To succeed, multinationals must shed assumptions that have worked well in the West. Instead, they must carefully study the idiosyncrasies of Internet use in China and the online impulses of its digital consumers.

Enormous Potential

Mind you, China isn't a snap for anybody. The government can change the rules swiftly. On June 22, for instance, the Culture Ministry announced regulations for online gaming that sent shares of Tencent tumbling. Big urban markets like Beijing and Shanghai are also getting saturated from some online services.

Still, no other market matches China's enormous potential. To understand this market in all its diversity, BCG undertook an extensive study that included interviews with 1,700 Chinese, ages 14 to 55, in 12 cities and rural areas in 11 of the nation's 22 provinces. We broke this population into six distinct segments—teenagers, university students, young professionals, young gamers, active middle-agers, and passive middle-agers. We also divided these interviews among cities of different sizes, from mega-metropolises like Beijing and Chengdu to smaller, less affluent cities such as Yibin in Sichuan province.
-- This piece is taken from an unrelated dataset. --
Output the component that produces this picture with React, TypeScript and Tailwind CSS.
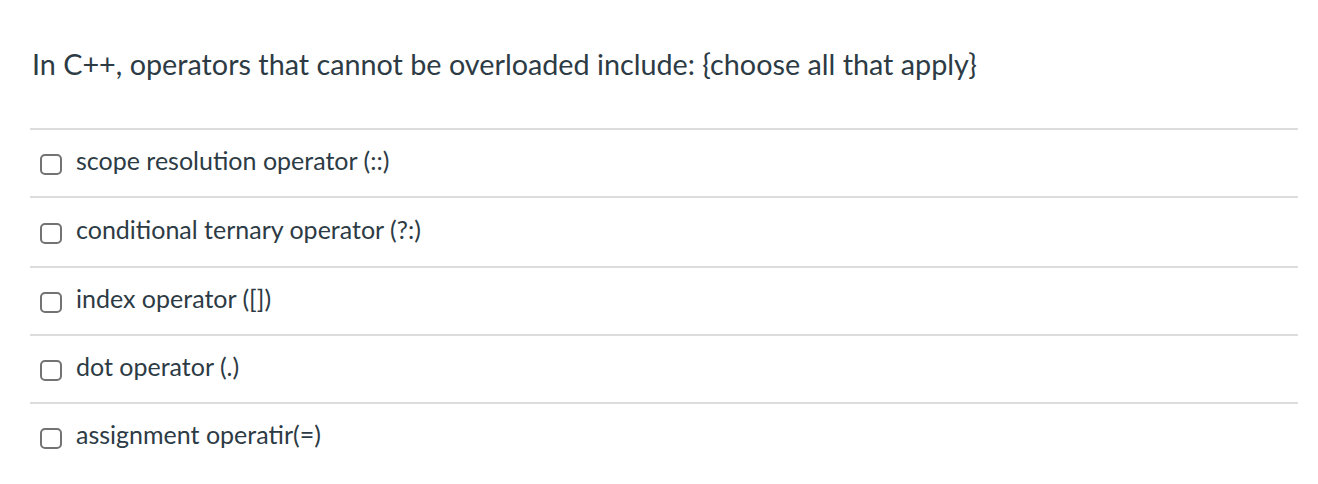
import React from "react";

const options = [
  { t: "scope resolution operator (::)", h: "h-[68px]" },
  { t: "conditional ternary operator (?:)", h: "h-[70px]" },
  { t: "index operator ([])", h: "h-[68px]" },
  { t: "dot operator (.)", h: "h-[68px]" },
  { t: "assignment operatir(=)", h: "h-[68px]" },
];

export default function App() {
  return (
    <div
      className="w-[1318px] h-[484px] bg-white text-[#2d3b45]"
      style={{ fontFamily: "Lato, 'Noto Sans', sans-serif" }}
    >
      <div className="pl-[30px] pr-[20px] pt-[47px]">
        <h1 className="h-[35px] text-[28.75px] leading-[1.2] font-normal pl-[2px]">
          In C++, operators that cannot be overloaded include: {"{choose all that apply}"}
        </h1>
        <div className="mt-[46px]">
          {options.map((o, i) => (
            <div
              key={i}
              className={`${o.h} border-t-2 border-[#dcdcdc] flex items-center pl-[10px]`}
            >
              <span className="w-[22px] h-[21px] border-2 border-[#737373] rounded-[5px] shrink-0 mt-[2px]" />
              <span className="ml-[14px] text-[25px] leading-none mb-[6px]">{o.t}</span>
            </div>
          ))}
        </div>
      </div>
    </div>
  );
}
The picture that emerges is of an online population that is destined to become the world's most strategic e-commerce market in the years ahead. For example, our research found that a stunning 99 percent of university students and professionals ages 22 to 35—the key consumers of the future—are online an average of four hours a day. And they are already comfortable buying goods and services online.

But this digital population must be approached quite differently than in the West and even other big emerging markets, such as Brazil, India, Russia, and Indonesia. China's leading Internet companies know their habits well, which helps explain why Tencent has attained a market capitalization of $36 billion, Baidu (BIDU) of $28 billion, and Alibaba.com of $10 billion.

Crucial Differences

One crucial difference is that consumers in the U.S., Japan, and most other nations primarily use the Internet for e-mail and searching for information. In China, by contrast, 87 percent communicate online via instant messaging.